Concentrating on passages IV, V, IX, and XIV, I have selected three themes in Benjamin’s argument, which I found present in the text and which had previously been brought up in class. Perhaps they can serve as jumping-off points for discussion.
The first is his interest in technology. The decline of the storyteller, he writes, is inherently linked with the rise of the novel, an art form that depends on the invention of the book and, by extension, the press. This creates two problems in Benjamin’s mind. The first, and perhaps more superficial, is that the act of writing turns from a craft into a product of industry, removing the natural, human element from the art. The second problem comes in that the novel elevates the isolated, individual writer over the communally shared experiences of a story-teller. Whereas the strength of the story rests in its lesson, the novel “bekundet die tiefe Ratlosigkeit des Lebenden” (V). The novel’s interest in life’s Ratlosigkeit, leads to the next theme, that of ambiguity.

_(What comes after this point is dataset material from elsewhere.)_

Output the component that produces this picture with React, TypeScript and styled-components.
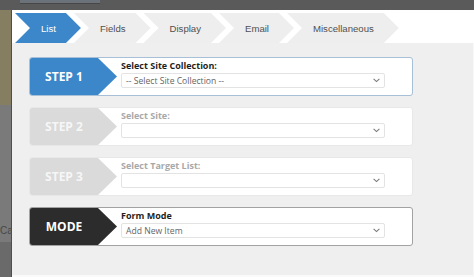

With respect to ambiguity, not only are the simple counsel of the story and the storyteller now superseded by an interest with life’s perplexity, Benjamin doubts if the novel is even capable of relaying truth in its message complexity. Die Moral von der Geschichte is replaced by der Sinn des Lebens, Benjamin writes, but he worries that, as the paradigmatic Don Quixote demonstrates, the novel’s relationship to the meaning of life is only as a quest for it, never in actually attaining it. As the novel replaces the story, so ambiguity replaces truth. “Die Kunst des Erzählens neigt ihrem Ende zu, weil die epische Seite der Wahrheit, die Weisheit, ausstirbt” (IV).
The choice to qualify the concept of truth as epic in the previous quote points to the last theme I will mention, the loss of tradition. Losing the epic side of truth is a loaded phrase, both with ontological and literary connotations. The old way of stories, tracing all the way back to the epic model of Homer, is now being lost, as Benjamin argues, to an entirely new type of art. This theme encompasses the above points of technology and ambiguity as well, but I honestly am unsure if Benjamin sees the loss of the story’s traditional form as something negative. In fact, if the experiential landscape has been so transformed by the events surrounding World War I, wouldn’t that necessitate a new art form in order to grapple with it? In any case, Benjamin believes that the days of epic wisdom and truth in writing are past, and a new, synthetic, artificial, and non-communal genre has emerged.
But I do wonder, if the novel has “die Form der transzendentalen Heimatlosigkeit,” is the novel not simply a new iteration of the Homeric myth, the epitome of the storyteller, only now no longer limited by the distance a man can walk in a day? I’m curious if we aren’t actually losing the storyteller, as Benjamin has depicted it, but rather witnessing a metamorphosis.